Records with interface code
## BEGIN

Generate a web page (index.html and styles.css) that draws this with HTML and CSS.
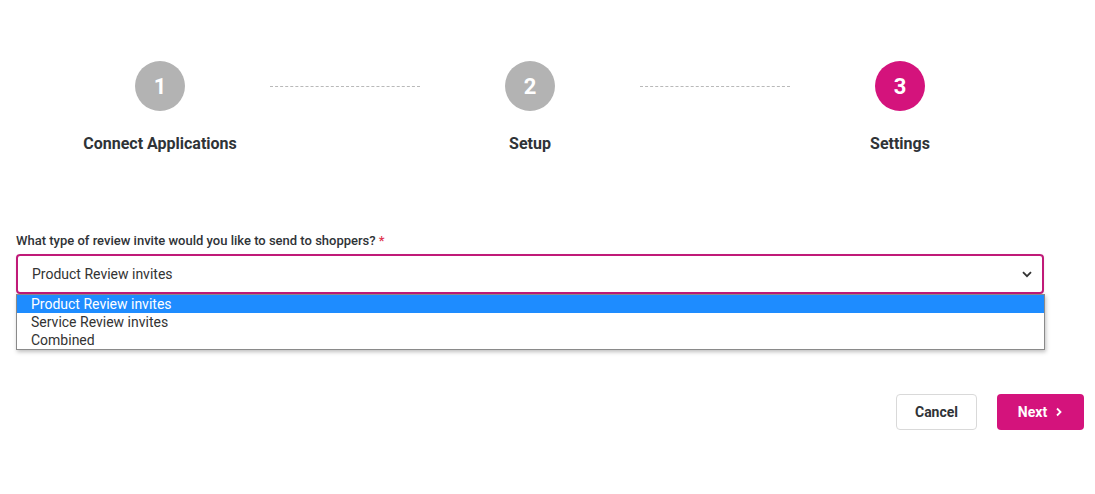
FILE: index.html
```html
<!DOCTYPE html>
<html>
<head>
<meta charset="utf-8">
<link rel="stylesheet" href="styles.css">
</head>
<body>
<div class="page">
  <div class="stepper">
    <div class="step">
      <div class="circle done">1</div>
      <div class="step-label">Connect Applications</div>
    </div>
    <div class="connector"></div>
    <div class="step">
      <div class="circle done">2</div>
      <div class="step-label">Setup</div>
    </div>
    <div class="connector"></div>
    <div class="step">
      <div class="circle active">3</div>
      <div class="step-label">Settings</div>
    </div>
  </div>

  <div class="field">
    <label class="field-label">What type of review invite would you like to send to shoppers? <span class="req">*</span></label>
    <div class="select-wrap">
      <div class="select">
        <span>Product Review invites</span>
        <svg class="chev" width="10" height="7" viewBox="0 0 10 7"><path d="M1 1.2 L5 5.2 L9 1.2" fill="none" stroke="#333" stroke-width="1.8"/></svg>
      </div>
      <ul class="options">
        <li class="opt selected">Product Review invites</li>
        <li class="opt">Service Review invites</li>
        <li class="opt">Combined</li>
      </ul>
    </div>
  </div>

  <div class="actions">
    <button class="btn cancel">Cancel</button>
    <button class="btn next">Next <svg width="8" height="10" viewBox="0 0 8 10"><path d="M2 1.5 L5.5 5 L2 8.5" fill="none" stroke="#fff" stroke-width="1.8"/></svg></button>
  </div>
</div>
</body>
</html>
```

FILE: styles.css
```css
* { box-sizing: border-box; }
html, body { margin: 0; padding: 0; background: #fff; }
body { font-family: Roboto, "Liberation Sans", sans-serif; color: #2f3337; }
.page { padding-top: 61px; }
.stepper { display: flex; padding-left: 50px; }
.step { width: 220px; display: flex; flex-direction: column; align-items: center; }
.circle {
  width: 50px; height: 50px; border-radius: 50%;
  display: flex; align-items: center; justify-content: center;
  color: #fff; font-weight: 700; font-size: 22px;
}
.circle.done { background: #b3b3b3; }
.circle.active { background: #d4137c; }
.step-label { margin-top: 23px; font-size: 16px; font-weight: 700; color: #2f3337; line-height: 20px; }
.connector { width: 150px; height: 0; border-top: 1px dashed #b9b9b9; margin-top: 25px; }

.field { margin-top: 79px; padding: 0 51px 0 16px; }
.field-label { display: block; font-size: 13px; font-weight: 500; color: #2f3337; line-height: 16px; margin-bottom: 5px; }
.req { color: #e0344f; }
.select-wrap { position: relative; }
.select {
  height: 40px; border: 2px solid #c01a78; border-radius: 4px;
  display: flex; align-items: center; justify-content: space-between;
  padding: 0 10px 0 14px; font-size: 14px; color: #333;
  box-shadow: 0 1px 3px rgba(0,0,0,0.08);
}
.chev { margin-top: 1px; }
.options {
  position: absolute; left: 0; right: -1px; top: 40px;
  margin: 0; padding: 0; list-style: none;
  background: #fff; border: 1px solid #8a8a8a;
  box-shadow: 1px 2px 4px rgba(0,0,0,0.25);
}
.opt { height: 18px; line-height: 18px; font-size: 14px; padding-left: 14px; color: #333; }
.opt.selected { background: #1e8cff; color: #fff; }

.actions { display: flex; justify-content: flex-end; gap: 20px; margin-top: 100px; padding-right: 11px; }
.btn {
  height: 36px; border-radius: 4px; font-family: Roboto, "Liberation Sans", sans-serif;
  font-size: 14px; font-weight: 700; cursor: pointer;
}
.cancel { width: 81px; background: #fff; border: 1px solid #d9d9d9; color: #2f3337; }
.next { width: 87px; background: #d4137c; border: none; color: #fff; display: flex; align-items: center; justify-content: center; gap: 8px; }
```
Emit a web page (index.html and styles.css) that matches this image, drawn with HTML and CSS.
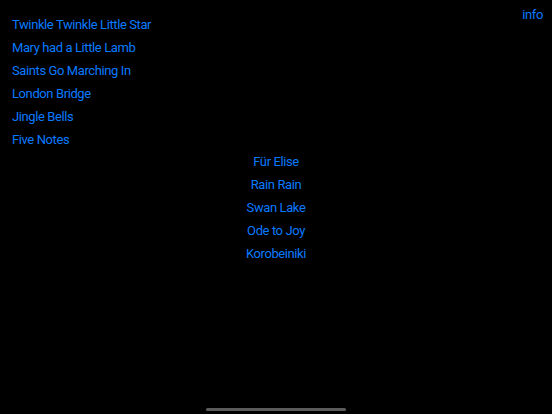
FILE: index.html
```html
<!DOCTYPE html>
<html>
<head>
<meta charset="utf-8">
<link rel="stylesheet" href="styles.css">
</head>
<body>
<div class="screen">
  <a class="info">info</a>
  <ul class="songs left">
    <li>Twinkle Twinkle Little Star</li>
    <li>Mary had a Little Lamb</li>
    <li>Saints Go Marching In</li>
    <li>London Bridge</li>
    <li>Jingle Bells</li>
    <li>Five Notes</li>
  </ul>
  <ul class="songs center">
    <li>Für Elise</li>
    <li>Rain Rain</li>
    <li>Swan Lake</li>
    <li>Ode to Joy</li>
    <li>Korobeiniki</li>
  </ul>
  <div class="home-indicator"></div>
</div>
</body>
</html>
```
FILE: styles.css
```css
html, body {
  margin: 0;
  padding: 0;
  background: #000;
}
.screen {
  position: relative;
  width: 552px;
  height: 414px;
  overflow: hidden;
  font-family: Roboto, "Liberation Sans", sans-serif;
  font-size: 13px;
  letter-spacing: -0.4px;
  color: #0a7aff;
  padding-top: 13px;
  box-sizing: border-box;
}
.songs {
  list-style: none;
  margin: 0;
  padding: 0;
}
.songs li {
  line-height: 23px;
  height: 23px;
}
.left {
  padding-left: 12px;
}
.center {
  text-align: center;
  margin-top: -1px;
}
.info {
  position: absolute;
  top: 6px;
  right: 9px;
  line-height: 18px;
}
.home-indicator {
  position: absolute;
  left: 206px;
  bottom: 3px;
  width: 140px;
  height: 3px;
  border-radius: 2px;
  background: #5c5c5c;
}
```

## END

Without the pictures, retype the whole of the material above exactly.

— RESPONSE —
Generate a web page (index.html and styles.css) that draws this with HTML and CSS.
FILE: index.html
```html
<!DOCTYPE html>
<html>
<head>
<meta charset="utf-8">
<link rel="stylesheet" href="styles.css">
</head>
<body>
<div class="page">
  <div class="stepper">
    <div class="step">
      <div class="circle done">1</div>
      <div class="step-label">Connect Applications</div>
    </div>
    <div class="connector"></div>
    <div class="step">
      <div class="circle done">2</div>
      <div class="step-label">Setup</div>
    </div>
    <div class="connector"></div>
    <div class="step">
      <div class="circle active">3</div>
      <div class="step-label">Settings</div>
    </div>
  </div>

  <div class="field">
    <label class="field-label">What type of review invite would you like to send to shoppers? <span class="req">*</span></label>
    <div class="select-wrap">
      <div class="select">
        <span>Product Review invites</span>
        <svg class="chev" width="10" height="7" viewBox="0 0 10 7"><path d="M1 1.2 L5 5.2 L9 1.2" fill="none" stroke="#333" stroke-width="1.8"/></svg>
      </div>
      <ul class="options">
        <li class="opt selected">Product Review invites</li>
        <li class="opt">Service Review invites</li>
        <li class="opt">Combined</li>
      </ul>
    </div>
  </div>

  <div class="actions">
    <button class="btn cancel">Cancel</button>
    <button class="btn next">Next <svg width="8" height="10" viewBox="0 0 8 10"><path d="M2 1.5 L5.5 5 L2 8.5" fill="none" stroke="#fff" stroke-width="1.8"/></svg></button>
  </div>
</div>
</body>
</html>
```

FILE: styles.css
```css
* { box-sizing: border-box; }
html, body { margin: 0; padding: 0; background: #fff; }
body { font-family: Roboto, "Liberation Sans", sans-serif; color: #2f3337; }
.page { padding-top: 61px; }
.stepper { display: flex; padding-left: 50px; }
.step { width: 220px; display: flex; flex-direction: column; align-items: center; }
.circle {
  width: 50px; height: 50px; border-radius: 50%;
  display: flex; align-items: center; justify-content: center;
  color: #fff; font-weight: 700; font-size: 22px;
}
.circle.done { background: #b3b3b3; }
.circle.active { background: #d4137c; }
.step-label { margin-top: 23px; font-size: 16px; font-weight: 700; color: #2f3337; line-height: 20px; }
.connector { width: 150px; height: 0; border-top: 1px dashed #b9b9b9; margin-top: 25px; }

.field { margin-top: 79px; padding: 0 51px 0 16px; }
.field-label { display: block; font-size: 13px; font-weight: 500; color: #2f3337; line-height: 16px; margin-bottom: 5px; }
.req { color: #e0344f; }
.select-wrap { position: relative; }
.select {
  height: 40px; border: 2px solid #c01a78; border-radius: 4px;
  display: flex; align-items: center; justify-content: space-between;
  padding: 0 10px 0 14px; font-size: 14px; color: #333;
  box-shadow: 0 1px 3px rgba(0,0,0,0.08);
}
.chev { margin-top: 1px; }
.options {
  position: absolute; left: 0; right: -1px; top: 40px;
  margin: 0; padding: 0; list-style: none;
  background: #fff; border: 1px solid #8a8a8a;
  box-shadow: 1px 2px 4px rgba(0,0,0,0.25);
}
.opt { height: 18px; line-height: 18px; font-size: 14px; padding-left: 14px; color: #333; }
.opt.selected { background: #1e8cff; color: #fff; }

.actions { display: flex; justify-content: flex-end; gap: 20px; margin-top: 100px; padding-right: 11px; }
.btn {
  height: 36px; border-radius: 4px; font-family: Roboto, "Liberation Sans", sans-serif;
  font-size: 14px; font-weight: 700; cursor: pointer;
}
.cancel { width: 81px; background: #fff; border: 1px solid #d9d9d9; color: #2f3337; }
.next { width: 87px; background: #d4137c; border: none; color: #fff; display: flex; align-items: center; justify-content: center; gap: 8px; }
```
Emit a web page (index.html and styles.css) that matches this image, drawn with HTML and CSS.
FILE: index.html
```html
<!DOCTYPE html>
<html>
<head>
<meta charset="utf-8">
<link rel="stylesheet" href="styles.css">
</head>
<body>
<div class="screen">
  <a class="info">info</a>
  <ul class="songs left">
    <li>Twinkle Twinkle Little Star</li>
    <li>Mary had a Little Lamb</li>
    <li>Saints Go Marching In</li>
    <li>London Bridge</li>
    <li>Jingle Bells</li>
    <li>Five Notes</li>
  </ul>
  <ul class="songs center">
    <li>Für Elise</li>
    <li>Rain Rain</li>
    <li>Swan Lake</li>
    <li>Ode to Joy</li>
    <li>Korobeiniki</li>
  </ul>
  <div class="home-indicator"></div>
</div>
</body>
</html>
```
FILE: styles.css
```css
html, body {
  margin: 0;
  padding: 0;
  background: #000;
}
.screen {
  position: relative;
  width: 552px;
  height: 414px;
  overflow: hidden;
  font-family: Roboto, "Liberation Sans", sans-serif;
  font-size: 13px;
  letter-spacing: -0.4px;
  color: #0a7aff;
  padding-top: 13px;
  box-sizing: border-box;
}
.songs {
  list-style: none;
  margin: 0;
  padding: 0;
}
.songs li {
  line-height: 23px;
  height: 23px;
}
.left {
  padding-left: 12px;
}
.center {
  text-align: center;
  margin-top: -1px;
}
.info {
  position: absolute;
  top: 6px;
  right: 9px;
  line-height: 18px;
}
.home-indicator {
  position: absolute;
  left: 206px;
  bottom: 3px;
  width: 140px;
  height: 3px;
  border-radius: 2px;
  background: #5c5c5c;
}
```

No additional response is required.